What had made her take out her control baton? What had so angered her about Rhodane that she had been prepared to take her own life in the process of taking her sister's? Well, it seemed to be the same thing that had driven her to alter the containment breach protocols aboard Corisanthe Main, and whether that was psychosis or some exterior influence almost did not matter. Either way it was not really part of her own conscious mind.
"Feeling better now?" asked McCrooger, who stood before her.
"What did they give me?"
"A powerful sedative and anti-psychotic. I'm guessing they interfere with the signal, or the program, or whatever it is."
Signal or program? Yishna felt she should ask more about that, but felt a huge reluctance, and the opportunity went away as he held up her baton and continued, "Now, I'm guessing this signals Combine to either drop the umbrella or fire on us?"
"Near enough," Yishna replied.
He stared at her for a long moment. "I see…so neither of those. Something aboard your shuttle then?"
She gave a sharp nod, both chagrined and glad of the quality of the mind before her.
"Do you still feel the urge to…use this item?"
"I was only taking precautions," said Yishna, then cringed at her blatant lie. The baton had been in her hand before she even knew what she was thinking, and her finger was ready poised over the button to send the mine's detonation code. Her sister, Rhodane, something about her, about some lack of connection, had caused a resentment and a twisted terror to arise within Yishna. True, she had stopped herself from actually operating the damned thing, but wondered if she could have held out much longer had not McCrooger tackled her.
"
I shan't dignify that statement with a reply, because we have no more time to spare. Director Gneiss is demanding to speak to you, and won't cover us down to the planet's surface until he's done so. Meanwhile, every moment we stay here we are in danger."
"Then let me speak to him," said Yishna.
"But you might tell him this ship presents a danger."
"I might, but it would take a lot more than any claim from me to persuade him. What I brought aboard that shuttle was my own idea. He doesn't believe the Brumallians to be a threat."
"Very well, stand up."
Glancing at the quofarl on either side, Yishna pushed herself to her feet. It was only then that she realised she was experiencing gravity, and wondered briefly if the Brumallians had conquered that technology. Once out in the corridor, however, when she saw the curve of the floor, she realised she must be in some part of the ship that had been spun up.
"The drug?" she managed, as she walked between the quofarl.
"Like Rhodane, you find it difficult to talk about what that drug is suppressing," he said.
"I…yes."
"The Shadowman has you by the throat, Yishna. Though her mind has been shaped by him, he has no hold on Rhodane any more. And your reaction to her, I suspect, was either due to that—the elimination of a faulty tool—or to the possibility, however remote, that the evidence we're bringing here might end this war." The door opened and he used sign language to the two quofarl, who then chattered something in Brumallian, before stepping back.
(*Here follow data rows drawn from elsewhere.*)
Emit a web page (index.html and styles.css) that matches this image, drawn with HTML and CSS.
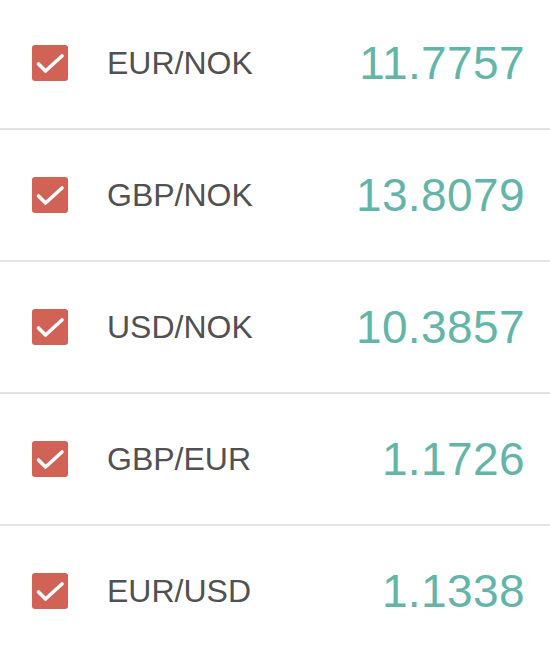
FILE: index.html
```html
<!DOCTYPE html>
<html>
<head>
<meta charset="utf-8">
<link rel="stylesheet" href="styles.css">
</head>
<body>
<ul class="list">
  <li class="row">
    <span class="check"><svg viewBox="0 0 36 36" width="36" height="36"><path d="M6.5 19 L13.5 26 L30 11" fill="none" stroke="#fff" stroke-width="3.6" stroke-linecap="round" stroke-linejoin="round"/></svg></span>
    <span class="pair">EUR/NOK</span>
    <span class="rate">11.7757</span>
  </li>
  <li class="row">
    <span class="check"><svg viewBox="0 0 36 36" width="36" height="36"><path d="M6.5 19 L13.5 26 L30 11" fill="none" stroke="#fff" stroke-width="3.6" stroke-linecap="round" stroke-linejoin="round"/></svg></span>
    <span class="pair">GBP/NOK</span>
    <span class="rate">13.8079</span>
  </li>
  <li class="row">
    <span class="check"><svg viewBox="0 0 36 36" width="36" height="36"><path d="M6.5 19 L13.5 26 L30 11" fill="none" stroke="#fff" stroke-width="3.6" stroke-linecap="round" stroke-linejoin="round"/></svg></span>
    <span class="pair">USD/NOK</span>
    <span class="rate">10.3857</span>
  </li>
  <li class="row">
    <span class="check"><svg viewBox="0 0 36 36" width="36" height="36"><path d="M6.5 19 L13.5 26 L30 11" fill="none" stroke="#fff" stroke-width="3.6" stroke-linecap="round" stroke-linejoin="round"/></svg></span>
    <span class="pair">GBP/EUR</span>
    <span class="rate">1.1726</span>
  </li>
  <li class="row">
    <span class="check"><svg viewBox="0 0 36 36" width="36" height="36"><path d="M6.5 19 L13.5 26 L30 11" fill="none" stroke="#fff" stroke-width="3.6" stroke-linecap="round" stroke-linejoin="round"/></svg></span>
    <span class="pair">EUR/USD</span>
    <span class="rate">1.1338</span>
  </li>
</ul>
</body>
</html>
```
FILE: styles.css
```css
html, body {
  margin: 0;
  padding: 0;
  background: #ffffff;
  font-family: "Liberation Sans", Arial, sans-serif;
}
.list {
  list-style: none;
  margin: -2px 0 0 0;
  padding: 0;
}
.row {
  display: flex;
  align-items: center;
  height: 130px;
  padding: 0 25px 0 32px;
  border-bottom: 2px solid #e4e4e4;
}
.check {
  width: 36px;
  height: 36px;
  border-radius: 3px;
  background: #d06256;
  display: flex;
  flex-shrink: 0;
}
.pair {
  margin-left: 39px;
  font-size: 32px;
  color: #515151;
  flex: 1;
}
.rate {
  font-size: 46px;
  letter-spacing: 0.4px;
  color: #63b5a8;
}
```
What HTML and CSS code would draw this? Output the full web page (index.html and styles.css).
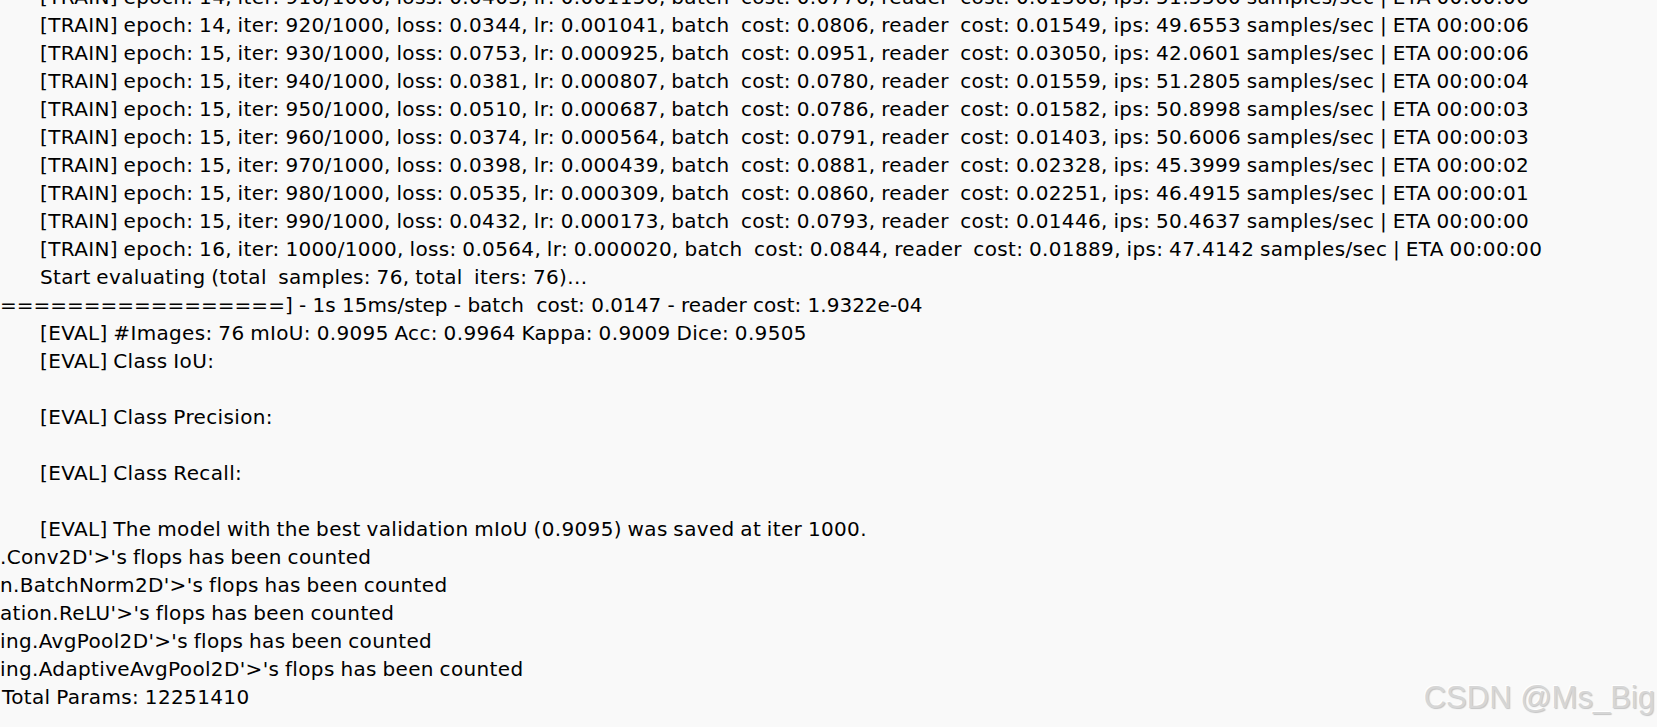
FILE: index.html
```html
<!DOCTYPE html>
<html lang="en">
<head>
<meta charset="utf-8">
<title>Training log</title>
<link rel="stylesheet" href="styles.css">
</head>
<body>
<div class="screen">
  <div class="log">
    <div class="ln in">[TRAIN] epoch: 14, iter: 910/1000, loss: 0.0403, lr: 0.001156, batch  cost: 0.0776, reader  cost: 0.01308, ips: 51.5560 samples/sec | ETA 00:00:06</div>
    <div class="ln in">[TRAIN] epoch: 14, iter: 920/1000, loss: 0.0344, lr: 0.001041, batch  cost: 0.0806, reader  cost: 0.01549, ips: 49.6553 samples/sec | ETA 00:00:06</div>
    <div class="ln in">[TRAIN] epoch: 15, iter: 930/1000, loss: 0.0753, lr: 0.000925, batch  cost: 0.0951, reader  cost: 0.03050, ips: 42.0601 samples/sec | ETA 00:00:06</div>
    <div class="ln in">[TRAIN] epoch: 15, iter: 940/1000, loss: 0.0381, lr: 0.000807, batch  cost: 0.0780, reader  cost: 0.01559, ips: 51.2805 samples/sec | ETA 00:00:04</div>
    <div class="ln in">[TRAIN] epoch: 15, iter: 950/1000, loss: 0.0510, lr: 0.000687, batch  cost: 0.0786, reader  cost: 0.01582, ips: 50.8998 samples/sec | ETA 00:00:03</div>
    <div class="ln in">[TRAIN] epoch: 15, iter: 960/1000, loss: 0.0374, lr: 0.000564, batch  cost: 0.0791, reader  cost: 0.01403, ips: 50.6006 samples/sec | ETA 00:00:03</div>
    <div class="ln in">[TRAIN] epoch: 15, iter: 970/1000, loss: 0.0398, lr: 0.000439, batch  cost: 0.0881, reader  cost: 0.02328, ips: 45.3999 samples/sec | ETA 00:00:02</div>
    <div class="ln in">[TRAIN] epoch: 15, iter: 980/1000, loss: 0.0535, lr: 0.000309, batch  cost: 0.0860, reader  cost: 0.02251, ips: 46.4915 samples/sec | ETA 00:00:01</div>
    <div class="ln in">[TRAIN] epoch: 15, iter: 990/1000, loss: 0.0432, lr: 0.000173, batch  cost: 0.0793, reader  cost: 0.01446, ips: 50.4637 samples/sec | ETA 00:00:00</div>
    <div class="ln in">[TRAIN] epoch: 16, iter: 1000/1000, loss: 0.0564, lr: 0.000020, batch  cost: 0.0844, reader  cost: 0.01889, ips: 47.4142 samples/sec | ETA 00:00:00</div>
    <div class="ln in">Start evaluating (total  samples: 76, total  iters: 76)...</div>
    <div class="ln bar">=================] - 1s 15ms/step - batch  cost: 0.0147 - reader cost: 1.9322e-04</div>
    <div class="ln in">[EVAL] #Images: 76 mIoU: 0.9095 Acc: 0.9964 Kappa: 0.9009 Dice: 0.9505</div>
    <div class="ln in">[EVAL] Class IoU:</div>
    <div class="ln blank"></div>
    <div class="ln in">[EVAL] Class Precision:</div>
    <div class="ln blank"></div>
    <div class="ln in">[EVAL] Class Recall:</div>
    <div class="ln blank"></div>
    <div class="ln in">[EVAL] The model with the best validation mIoU (0.9095) was saved at iter 1000.</div>
    <div class="ln cut">.Conv2D'&gt;'s flops has been counted</div>
    <div class="ln cut">n.BatchNorm2D'&gt;'s flops has been counted</div>
    <div class="ln cut">ation.ReLU'&gt;'s flops has been counted</div>
    <div class="ln cut">ing.AvgPool2D'&gt;'s flops has been counted</div>
    <div class="ln cut">ing.AdaptiveAvgPool2D'&gt;'s flops has been counted</div>
    <div class="ln total">Total Params: 12251410</div>
  </div>
  <div class="watermark">CSDN @Ms_Big</div>
</div>
</body>
</html>
```

FILE: styles.css
```css
html, body {
  margin: 0;
  padding: 0;
  background: #f9f9f9;
  overflow: hidden;
}

.screen {
  position: relative;
  width: 1657px;
  height: 727px;
  overflow: hidden;
  background: #f9f9f9;
}

.log {
  display: flex;
  flex-direction: column;
  margin-top: -17px;
  font-family: "DejaVu Sans", "Noto Sans", sans-serif;
  font-size: 20px;
  letter-spacing: 0.35px;
  word-spacing: -1px;
  color: #000;
}

.ln {
  height: 28px;
  line-height: 28px;
  white-space: pre;
}

.in {
  padding-left: 40px;
}

.bar {
  padding-left: 0;
  letter-spacing: 0;
  word-spacing: 0;
}

.cut {
  padding-left: 0;
}

.total {
  padding-left: 2px;
}

.watermark {
  position: absolute;
  right: 2px;
  bottom: 14px;
  font-family: "Liberation Sans", Arial, sans-serif;
  font-size: 31px;
  color: #d6d6d6;
  text-shadow: 1px 1px 1px #c4c4c4, -1px -1px 0 #ffffff;
  line-height: 1;
  letter-spacing: 0;
  word-spacing: 0;
}
```
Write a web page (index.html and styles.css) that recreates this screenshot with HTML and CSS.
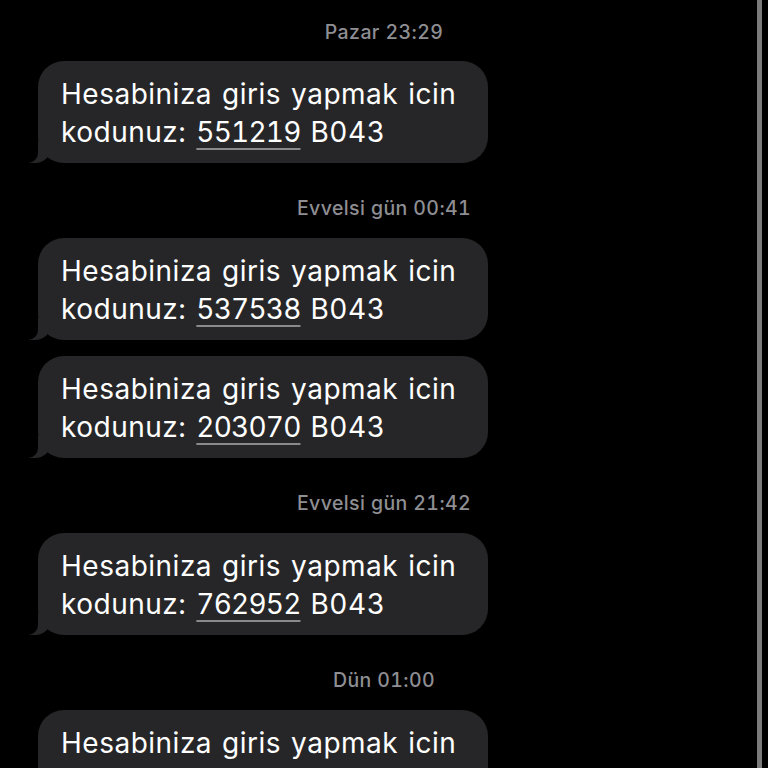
FILE: index.html
```html
<!DOCTYPE html>
<html lang="tr">
<head>
    <meta charset="UTF-8">
    <meta name="viewport" content="width=device-width, initial-scale=1.0">
    <title>Mesajlar</title>
    <link rel="stylesheet" href="styles.css">
</head>
<body>
    <div class="thread">
        <div class="stamp">Pazar 23:29</div>
        <div class="bubble">Hesabiniza giris yapmak icin kodunuz: <span class="code">551219</span> B043</div>

        <div class="stamp">Evvelsi gün 00:41</div>
        <div class="bubble">Hesabiniza giris yapmak icin kodunuz: <span class="code">537538</span> B043</div>
        <div class="bubble">Hesabiniza giris yapmak icin kodunuz: <span class="code">203070</span> B043</div>

        <div class="stamp">Evvelsi gün 21:42</div>
        <div class="bubble">Hesabiniza giris yapmak icin kodunuz: <span class="code">762952</span> B043</div>

        <div class="stamp">Dün 01:00</div>
        <div class="bubble">Hesabiniza giris yapmak icin kodunuz: <span class="code">176304</span> B043</div>
    </div>
    <div class="scrollbar"></div>
</body>
</html>
```

FILE: styles.css
```css
:root {
    --bg: #000000;
    --bubble: #262628;
    --text: #ffffff;
    --muted: #8e8e93;
    --link-line: #8a8a8e;
}

* {
    margin: 0;
    padding: 0;
    box-sizing: border-box;
}

body {
    background: var(--bg);
    color: var(--text);
    font-family: Inter, "Liberation Sans", Arial, sans-serif;
    font-variant-numeric: tabular-nums;
    height: 768px;
    overflow: hidden;
}

.thread {
    display: flex;
    flex-direction: column;
    padding-top: 20px;
}

.stamp {
    text-align: center;
    font-size: 19.5px;
    font-weight: 500;
    letter-spacing: 0.4px;
    line-height: 24px;
    color: var(--muted);
    margin: 33px 0 18px;
}

.stamp:first-child {
    margin-top: 0;
    margin-bottom: 17px;
}

.bubble {
    position: relative;
    width: 450px;
    margin-left: 38px;
    padding: 14px 10px 12px 23px;
    background: var(--bubble);
    border-radius: 26px;
    font-size: 28px;
    letter-spacing: 0.5px;
    word-spacing: 2px;
    line-height: 38px;
}

.bubble + .bubble {
    margin-top: 16px;
}

/* tail */
.bubble::before {
    content: "";
    position: absolute;
    bottom: 0;
    left: -9px;
    width: 23px;
    height: 22px;
    background: var(--bubble);
    border-bottom-right-radius: 17px;
}

.bubble::after {
    content: "";
    position: absolute;
    bottom: 0;
    left: -14px;
    width: 14px;
    height: 22px;
    background: var(--bg);
    border-bottom-right-radius: 10px;
}

.code {
    letter-spacing: -0.8px;
    text-decoration: underline;
    text-decoration-color: var(--link-line);
    text-decoration-thickness: 2px;
    text-underline-offset: 6px;
}

.scrollbar {
    position: fixed;
    top: 0;
    right: 6px;
    width: 5px;
    height: 100%;
    background: #7b7b7b;
}
```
They entered some kind of control room where Brumallians sat enclosed in organic technology. Rhodane stood over on the other side of a viewing pit, with something clinging to the side of her head. Immediately Yishna felt another surge of resentment towards her, and just could not fathom why. Fortunately it was weaker than before, so one she thought she could control.
Out of the viewing pit rose the holographic image of Director Gneiss.
"Yishna, where've you been?" he asked. On the surface he evinced suspicion, but underneath that display Yishna wondered if there was anything at all. She did not even want to try to analyse that impression, as she was currently having enough problems with her own emotions.